Saved entries:
■ ■ ■ ■
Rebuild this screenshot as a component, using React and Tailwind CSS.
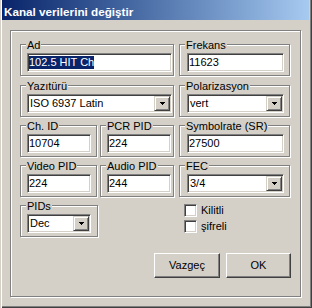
import React from "react";

const sunken =
  "bg-white border border-t-[#808080] border-l-[#808080] border-r-white border-b-white shadow-[inset_1px_1px_0_#404040,inset_-1px_-1px_0_#d4d0c8]";
const raisedSmall =
  "bg-[#d4d0c8] border border-t-[#d4d0c8] border-l-[#d4d0c8] border-r-[#404040] border-b-[#404040] shadow-[inset_1px_1px_0_#fff,inset_-1px_-1px_0_#808080]";
const raisedBtn =
  "bg-[#d4d0c8] border border-t-white border-l-white border-r-[#404040] border-b-[#404040] shadow-[inset_-1px_-1px_0_#808080]";

function Group({ label, className, children }) {
  return (
    <div
      className={
        "relative h-[32px] border border-[#808080] shadow-[inset_1px_1px_0_#fff,1px_1px_0_#fff] pt-[8px] " +
        className
      }
    >
      <span className="absolute -top-[6px] left-[5px] bg-[#d4d0c8] px-px leading-[13px] whitespace-nowrap">
        {label}
      </span>
      {children}
    </div>
  );
}

function TextBox({ className, children }) {
  return (
    <div className={sunken + " h-[19px] flex items-center pl-[1px] leading-[13px] whitespace-nowrap " + className}>
      {children}
    </div>
  );
}

function Arrow() {
  return (
    <svg width="5" height="3" viewBox="0 0 5 3" shapeRendering="crispEdges">
      <rect x="0" y="0" width="5" height="1" fill="#000" />
      <rect x="1" y="1" width="3" height="1" fill="#000" />
      <rect x="2" y="2" width="1" height="1" fill="#000" />
    </svg>
  );
}

function Combo({ className, value }) {
  return (
    <div className={sunken + " h-[19px] flex items-center pl-[2px] pr-px leading-[13px] " + className}>
      <span className="flex-1 whitespace-nowrap">{value}</span>
      <div className={raisedSmall + " w-[16px] h-[15px] flex items-center justify-center"}>
        <Arrow />
      </div>
    </div>
  );
}

function Check({ label }) {
  return (
    <div className="flex items-center gap-[4px] h-[13px]">
      <div className={sunken + " w-[13px] h-[13px]"} />
      <span className="leading-[13px]">{label}</span>
    </div>
  );
}

export default function App() {
  return (
    <div className="w-[312px] h-[308px] bg-[#d4d0c8] font-['Liberation_Sans',Arial,sans-serif] text-[11px] text-black shadow-[inset_1px_0_0_#d4d0c8,inset_2px_0_0_#fff,inset_-1px_-1px_0_#404040,inset_-2px_-2px_0_#808080] overflow-hidden">
      <div className="ml-[2px] mr-[3px] h-[20px] bg-linear-to-r from-[#0a246a] to-[#a6caf0] pl-[2px] pt-[5px]">
        <span className="font-bold text-[11.7px] leading-[14px] text-white whitespace-nowrap block">
          Kanal verilerini değiştir
        </span>
      </div>

      <div className="mt-[10px] ml-[10px] w-[291px] h-[267px] border border-[#808080] shadow-[inset_1px_1px_0_#fff,1px_1px_0_#fff] pl-[9px] pt-[13px]">
        <div className="flex flex-col">
          {/* Row 1 */}
          <div className="flex gap-[5px]">
            <Group label="Ad" className="w-[154px] pl-[6px]">
              <TextBox className="w-[145px]">
                <span className="bg-[#0a246a] text-white">102.5 HIT Ch</span>
              </TextBox>
            </Group>
            <Group label="Frekans" className="w-[111px] pl-[7px]">
              <TextBox className="w-[97px]">11623</TextBox>
            </Group>
          </div>

          {/* Row 2 */}
          <div className="flex gap-[5px] mt-[9px]">
            <Group label="Yazıtürü" className="w-[154px] pl-[6px]">
              <Combo className="w-[145px]" value="ISO 6937 Latin" />
            </Group>
            <Group label="Polarizasyon" className="w-[111px] pl-[7px]">
              <Combo className="w-[97px]" value="vert" />
            </Group>
          </div>

          {/* Row 3 */}
          <div className="flex gap-[5px] mt-[8px]">
            <div className="flex gap-[3px] w-[154px]">
              <Group label="Ch. ID" className="w-[77px] pl-[6px]">
                <TextBox className="w-[64px]">10704</TextBox>
              </Group>
              <Group label="PCR PID" className="w-[74px] pl-[6px]">
                <TextBox className="w-[64px]">224</TextBox>
              </Group>
            </div>
            <Group label="Symbolrate (SR)" className="w-[111px] pl-[7px]">
              <TextBox className="w-[97px]">27500</TextBox>
            </Group>
          </div>

          {/* Row 4 */}
          <div className="flex gap-[5px] mt-[8px]">
            <div className="flex gap-[3px] w-[154px]">
              <Group label="Video PID" className="w-[77px] pl-[6px]">
                <TextBox className="w-[64px]">224</TextBox>
              </Group>
              <Group label="Audio PID" className="w-[74px] pl-[6px]">
                <TextBox className="w-[64px]">244</TextBox>
              </Group>
            </div>
            <Group label="FEC" className="w-[111px] pl-[7px]">
              <Combo className="w-[97px]" value="3/4" />
            </Group>
          </div>

          {/* Row 5 */}
          <div className="flex mt-[8px]">
            <Group label="PIDs" className="w-[78px] pl-[6px]">
              <Combo className="w-[64px]" value="Dec" />
            </Group>
            <div className="ml-[86px] -mt-px flex flex-col gap-[3px]">
              <Check label="Kilitli" />
              <Check label="şifreli" />
            </div>
          </div>

          {/* Buttons */}
          <div className="flex gap-[6px] mt-[16px] ml-[134px]">
            <button className={raisedBtn + " w-[66px] h-[25px] flex items-center justify-center leading-[13px]"}>
              Vazgeç
            </button>
            <button className={raisedBtn + " w-[65px] h-[25px] flex items-center justify-center leading-[13px]"}>
              OK
            </button>
          </div>
        </div>
      </div>
    </div>
  );
}
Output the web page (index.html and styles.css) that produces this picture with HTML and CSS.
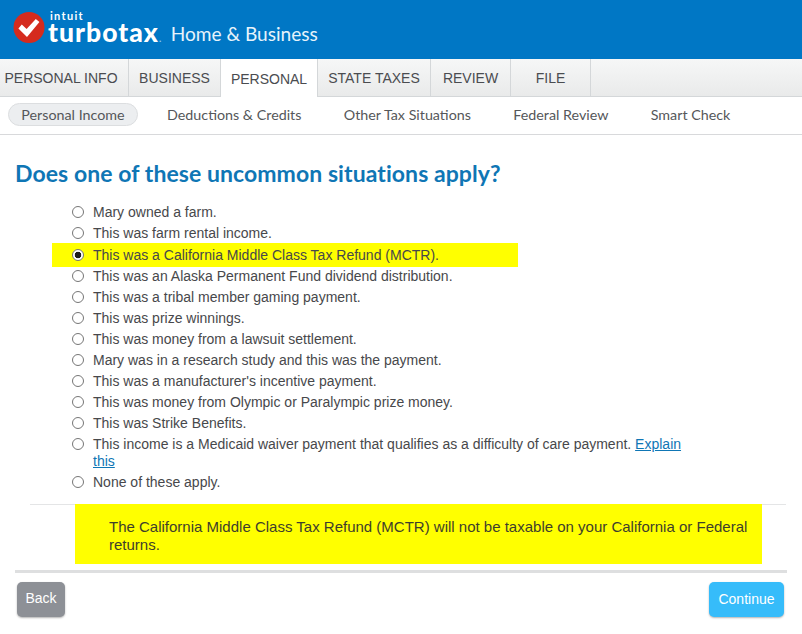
FILE: index.html
```html
<!DOCTYPE html>
<html lang="en">
<head>
<meta charset="utf-8">
<title>TurboTax Home &amp; Business</title>
<link rel="stylesheet" href="styles.css">
</head>
<body>
<header class="brand">
  <svg class="logo" width="32" height="33" viewBox="0 0 32 33" aria-hidden="true">
    <circle cx="16" cy="16.5" r="15.5" fill="#d52b1e"/>
    <path d="M5.4 17.4L8.8 13.6 13.6 18 22.8 8 26.4 11 14 26z" fill="#fff"/>
  </svg>
  <div class="wordmark">
    <span class="intuit">intuit</span>
    <span class="turbotax">turbotax<span class="dot">.</span></span>
  </div>
  <span class="edition">Home &amp; Business</span>
</header>
<nav class="tabs">
  <a class="tab tab-info">PERSONAL INFO</a>
  <a class="tab tab-business">BUSINESS</a>
  <a class="tab tab-personal active">PERSONAL</a>
  <a class="tab tab-state">STATE TAXES</a>
  <a class="tab tab-review">REVIEW</a>
  <a class="tab tab-file">FILE</a>
</nav>
<nav class="subnav">
  <a class="pill">Personal Income</a>
  <a class="sub">Deductions &amp; Credits</a>
  <a class="sub">Other Tax Situations</a>
  <a class="sub">Federal Review</a>
  <a class="sub">Smart Check</a>
</nav>
<main class="content">
  <h1 class="title">Does one of these uncommon situations apply?</h1>
  <ul class="options">
    <li class="option"><span class="radio"></span><span>Mary owned a farm.</span></li>
    <li class="option"><span class="radio"></span><span>This was farm rental income.</span></li>
    <li class="option highlighted"><span class="radio checked"></span><span>This was a California Middle Class Tax Refund (MCTR).</span></li>
    <li class="option"><span class="radio"></span><span>This was an Alaska Permanent Fund dividend distribution.</span></li>
    <li class="option"><span class="radio"></span><span>This was a tribal member gaming payment.</span></li>
    <li class="option"><span class="radio"></span><span>This was prize winnings.</span></li>
    <li class="option"><span class="radio"></span><span>This was money from a lawsuit settlement.</span></li>
    <li class="option"><span class="radio"></span><span>Mary was in a research study and this was the payment.</span></li>
    <li class="option"><span class="radio"></span><span>This was a manufacturer's incentive payment.</span></li>
    <li class="option"><span class="radio"></span><span>This was money from Olympic or Paralympic prize money.</span></li>
    <li class="option"><span class="radio"></span><span>This was Strike Benefits.</span></li>
    <li class="option"><span class="radio"></span><p class="option-text">This income is a Medicaid waiver payment that qualifies as a difficulty of care payment. <a class="link"><span>Explain</span> <span>this</span></a></p></li>
    <li class="option"><span class="radio"></span><span>None of these apply.</span></li>
  </ul>
  <div class="note-wrap">
    <div class="note-rule">
      <p class="note">The California Middle Class Tax Refund (MCTR) will not be taxable on your California or Federal returns.</p>
    </div>
  </div>
  <footer class="actions">
    <button class="btn back">Back</button>
    <button class="btn continue">Continue</button>
  </footer>
</main>
</body>
</html>
```
FILE: styles.css
```css
* { box-sizing: border-box; }
html, body { margin: 0; padding: 0; }
body {
  width: 802px;
  height: 634px;
  overflow: hidden;
  background: #fff;
  font-family: "Liberation Sans", Arial, sans-serif;
  font-size: 14px;
  color: #47484b;
}
.brand {
  height: 59px;
  background: #0077c5;
  display: flex;
  align-items: flex-start;
  padding: 11px 0 0 13px;
  color: #fff;
}
.logo { flex: none; }
.wordmark {
  display: flex;
  flex-direction: column;
  margin-left: 3px;
  font-family: Lato, sans-serif;
}
.intuit {
  font-size: 11px;
  line-height: 9px;
  font-weight: 700;
  letter-spacing: 1.3px;
  padding-left: 2px;
}
.turbotax {
  font-size: 26.5px;
  line-height: 24px;
  font-weight: 900;
  letter-spacing: 1px;
}
.dot { color: #8ccbf0; font-size: 12px; font-weight: 400; }
.edition {
  font-family: Lato, sans-serif;
  font-size: 19.1px;
  line-height: 24px;
  margin: 11px 0 0 8px;
  color: #e6f3fb;
}
.tabs {
  height: 38px;
  display: flex;
  background: linear-gradient(#f6f7f7, #e9eaea);
  border-bottom: 1px solid #d4d7d9;
}
.tab {
  height: 37px;
  display: flex;
  align-items: center;
  justify-content: center;
  border-right: 1px solid #d4d7d9;
  font-size: 14px;
  color: #4a4c50;
}
.tab-info { width: 129px; padding-right: 6px; }
.tab-business { width: 92px; }
.tab-personal { width: 97px; }
.tab-state { width: 113px; }
.tab-review { width: 80px; }
.tab-file { width: 80px; }
.tab.active { height: 38px; background: #fff; padding-top: 2px; }
.subnav {
  height: 38px;
  display: flex;
  align-items: center;
  padding: 0 0 2px 8px;
  border-bottom: 1px solid #d8d9db;
  font-family: Lato, sans-serif;
  font-size: 14.3px;
  color: #55575a;
}
.pill {
  width: 130px;
  height: 23px;
  line-height: 22px;
  text-align: center;
  background: #eceef0;
  border: 1px solid #dcdee0;
  border-radius: 12px;
  margin-right: 29px;
}
.sub { margin-right: 42.3px; }
.content { padding: 0 15px; }
.title {
  margin: 24px 0 0;
  height: 28px;
  font-family: Lato, sans-serif;
  font-size: 23px;
  line-height: 28px;
  font-weight: 700;
  letter-spacing: 0.07px;
  color: #0f76b5;
}
.options {
  list-style: none;
  margin: 16.36px 0 0;
  padding: 0 0 0 57px;
  width: 680px;
}
.option {
  position: relative;
  display: flex;
  align-items: flex-start;
  line-height: 18px;
  padding: 0 4px 3.1px 0;
}
.option-text { margin: 0.3px 0 -0.3px; line-height: 17.5px; }
.radio {
  flex: none;
  width: 12px;
  height: 12px;
  margin: 3px 9px 0 0;
  border: 1px solid #767676;
  border-radius: 50%;
  background: #fff;
}
.radio.checked {
  background: radial-gradient(circle, #1c1c1c 0 3px, #fff 3.6px);
}
.highlighted { z-index: 0; }
.highlighted::before {
  content: "";
  position: absolute;
  z-index: -1;
  left: -20px;
  top: -3px;
  width: 466px;
  height: 24px;
  background: #ffff00;
}
.link { color: #0f76b5; text-decoration: underline; }
.note-wrap {
  margin-top: 9.5px;
  height: 69px;
  border-bottom: 3px solid #dedfe0;
  padding-left: 15px;
}
.note-rule {
  padding: 0 24px 0 45px;
  margin-right: 1px;
  border-top: 1px solid #e4e5e6;
}
.note {
  margin: -1px 0 0;
  height: 60px;
  padding: 14px 12px 0 34px;
  background: #ffff00;
  font-size: 15px;
  line-height: 17.5px;
  color: #3e3e2c;
}
.actions {
  display: flex;
  justify-content: space-between;
  padding: 9px 3px 0 2px;
}
.btn {
  height: 35px;
  border: 0;
  border-radius: 5px;
  color: #fff;
  font-family: "Liberation Sans", Arial, sans-serif;
  font-size: 14px;
  box-shadow: 0 1px 2px rgba(0,0,0,.3);
}
.back { width: 48px; background: #8d9096; padding-bottom: 4px; }
.continue { width: 75px; background: #36bcfa; padding-bottom: 2px; }
```
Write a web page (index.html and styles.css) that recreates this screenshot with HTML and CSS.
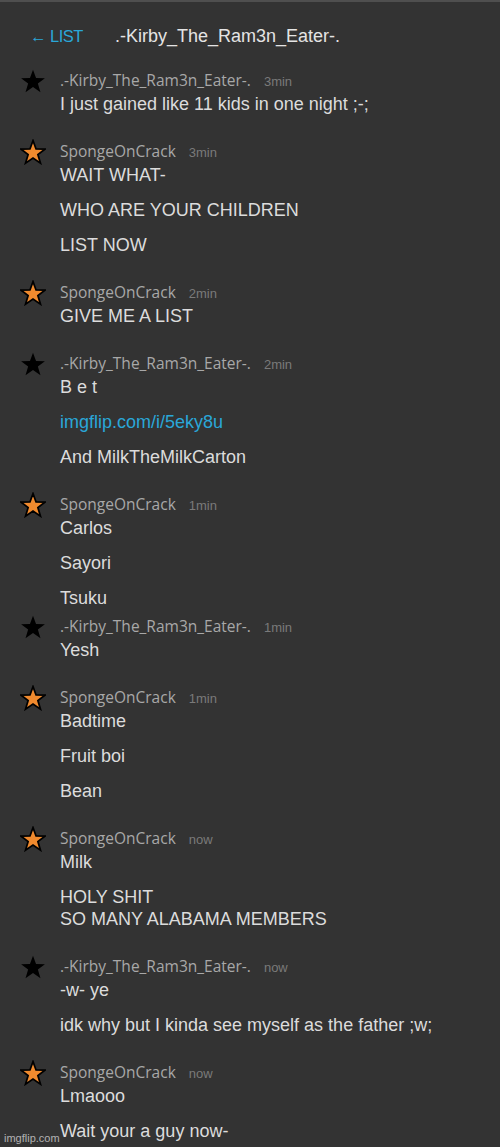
FILE: index.html
```html
<!DOCTYPE html>
<html>
<head>
<meta charset="utf-8">
<link rel="stylesheet" href="styles.css">
</head>
<body>
<div class="page">
  <div class="header">
    <span class="back">← LIST</span>
    <span class="title">.-Kirby_The_Ram3n_Eater-.</span>
  </div>

  <div class="msg">
    <svg class="star" viewBox="0 0 24 24"><polygon class="black" points="12,1.5 14.8,9.2 23,9.4 16.5,14.4 18.9,22.3 12,17.6 5.1,22.3 7.5,14.4 1,9.4 9.2,9.2"/></svg>
    <div class="body">
      <div class="meta"><span class="name">.-Kirby_The_Ram3n_Eater-.</span><span class="time">3min</span></div>
      <p>I just gained like 11 kids in one night ;-;</p>
    </div>
  </div>

  <div class="msg">
    <svg class="star" viewBox="0 0 24 24"><polygon class="orange" points="12,1.5 14.8,9.2 23,9.4 16.5,14.4 18.9,22.3 12,17.6 5.1,22.3 7.5,14.4 1,9.4 9.2,9.2"/></svg>
    <div class="body">
      <div class="meta"><span class="name">SpongeOnCrack</span><span class="time">3min</span></div>
      <p>WAIT WHAT-</p>
      <p>WHO ARE YOUR CHILDREN</p>
      <p>LIST NOW</p>
    </div>
  </div>

  <div class="msg">
    <svg class="star" viewBox="0 0 24 24"><polygon class="orange" points="12,1.5 14.8,9.2 23,9.4 16.5,14.4 18.9,22.3 12,17.6 5.1,22.3 7.5,14.4 1,9.4 9.2,9.2"/></svg>
    <div class="body">
      <div class="meta"><span class="name">SpongeOnCrack</span><span class="time">2min</span></div>
      <p>GIVE ME A LIST</p>
    </div>
  </div>

  <div class="msg">
    <svg class="star" viewBox="0 0 24 24"><polygon class="black" points="12,1.5 14.8,9.2 23,9.4 16.5,14.4 18.9,22.3 12,17.6 5.1,22.3 7.5,14.4 1,9.4 9.2,9.2"/></svg>
    <div class="body">
      <div class="meta"><span class="name">.-Kirby_The_Ram3n_Eater-.</span><span class="time">2min</span></div>
      <p>B e t</p>
      <p><span class="link">imgflip.com/i/5eky8u</span></p>
      <p>And MilkTheMilkCarton</p>
    </div>
  </div>

  <div class="msg">
    <svg class="star" viewBox="0 0 24 24"><polygon class="orange" points="12,1.5 14.8,9.2 23,9.4 16.5,14.4 18.9,22.3 12,17.6 5.1,22.3 7.5,14.4 1,9.4 9.2,9.2"/></svg>
    <div class="body">
      <div class="meta"><span class="name">SpongeOnCrack</span><span class="time">1min</span></div>
      <p>Carlos</p>
      <p>Sayori</p>
      <p>Tsuku</p>
    </div>
  </div>

  <div class="msg tight">
    <svg class="star" viewBox="0 0 24 24"><polygon class="black" points="12,1.5 14.8,9.2 23,9.4 16.5,14.4 18.9,22.3 12,17.6 5.1,22.3 7.5,14.4 1,9.4 9.2,9.2"/></svg>
    <div class="body">
      <div class="meta"><span class="name">.-Kirby_The_Ram3n_Eater-.</span><span class="time">1min</span></div>
      <p>Yesh</p>
    </div>
  </div>

  <div class="msg">
    <svg class="star" viewBox="0 0 24 24"><polygon class="orange" points="12,1.5 14.8,9.2 23,9.4 16.5,14.4 18.9,22.3 12,17.6 5.1,22.3 7.5,14.4 1,9.4 9.2,9.2"/></svg>
    <div class="body">
      <div class="meta"><span class="name">SpongeOnCrack</span><span class="time">1min</span></div>
      <p>Badtime</p>
      <p>Fruit boi</p>
      <p>Bean</p>
    </div>
  </div>

  <div class="msg">
    <svg class="star" viewBox="0 0 24 24"><polygon class="orange" points="12,1.5 14.8,9.2 23,9.4 16.5,14.4 18.9,22.3 12,17.6 5.1,22.3 7.5,14.4 1,9.4 9.2,9.2"/></svg>
    <div class="body">
      <div class="meta"><span class="name">SpongeOnCrack</span><span class="time">now</span></div>
      <p>Milk</p>
      <p>HOLY SHIT<br>SO MANY ALABAMA MEMBERS</p>
    </div>
  </div>

  <div class="msg">
    <svg class="star" viewBox="0 0 24 24"><polygon class="black" points="12,1.5 14.8,9.2 23,9.4 16.5,14.4 18.9,22.3 12,17.6 5.1,22.3 7.5,14.4 1,9.4 9.2,9.2"/></svg>
    <div class="body">
      <div class="meta"><span class="name">.-Kirby_The_Ram3n_Eater-.</span><span class="time">now</span></div>
      <p>-w- ye</p>
      <p>idk why but I kinda see myself as the father ;w;</p>
    </div>
  </div>

  <div class="msg">
    <svg class="star" viewBox="0 0 24 24"><polygon class="orange" points="12,1.5 14.8,9.2 23,9.4 16.5,14.4 18.9,22.3 12,17.6 5.1,22.3 7.5,14.4 1,9.4 9.2,9.2"/></svg>
    <div class="body">
      <div class="meta"><span class="name">SpongeOnCrack</span><span class="time">now</span></div>
      <p>Lmaooo</p>
      <p>Wait your a guy now-</p>
    </div>
  </div>

  <div class="watermark">imgflip.com</div>
</div>
</body>
</html>
```

FILE: styles.css
```css
html, body {
  margin: 0;
  padding: 0;
  background: #333333;
}

.page {
  position: relative;
  height: 1147px;
  box-sizing: border-box;
  border-top: 2px solid #4f4f4f;
  background: #333333;
  font-family: "Liberation Sans", Arial, sans-serif;
  color: #dcdcdc;
  overflow: hidden;
}

.header {
  display: flex;
  align-items: center;
  gap: 32px;
  padding: 22px 0 0 30px;
  height: 24px;
  line-height: 24px;
}

.back {
  color: #2aa7d8;
  font-size: 16.5px;
  letter-spacing: -0.5px;
}

.title {
  color: #e4e4e4;
  font-size: 18px;
}

.msg {
  display: flex;
  margin-top: 24px;
}

.header + .msg {
  margin-top: 20px;
}

.msg.tight {
  margin-top: 5px;
}

.star {
  width: 26px;
  height: 26px;
  margin: 0 14px 0 20px;
  flex: none;
}

.star .black {
  fill: #000;
}

.star .orange {
  fill: #f08a2e;
  stroke: #000;
  stroke-width: 1.6;
  stroke-linejoin: miter;
}

.body {
  flex: 1;
}

.meta {
  height: 25px;
  line-height: 24px;
  display: flex;
  align-items: baseline;
  gap: 13px;
}

.name {
  font-family: "Open Sans", "DejaVu Sans", sans-serif;
  font-size: 15.5px;
  color: #a8a8a8;
}

.time {
  font-size: 13px;
  color: #7a7a7a;
}

.body p {
  margin: 13px 0 0;
  font-size: 18px;
  line-height: 22px;
}

.body .meta + p {
  margin-top: 0;
}

.link {
  color: #2aa7d8;
}

.watermark {
  position: absolute;
  left: 4px;
  bottom: 3px;
  font-size: 11px;
  color: #c8c8c8;
  opacity: 0.85;
}
```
■ ■ ■ ■
## What is needed
Gather every line from the listing above in which "page" appears, and copy those lines.

## The response
Output the web page (index.html and styles.css) that produces this picture with HTML and CSS.
Write a web page (index.html and styles.css) that recreates this screenshot with HTML and CSS.
<div class="page">
.page {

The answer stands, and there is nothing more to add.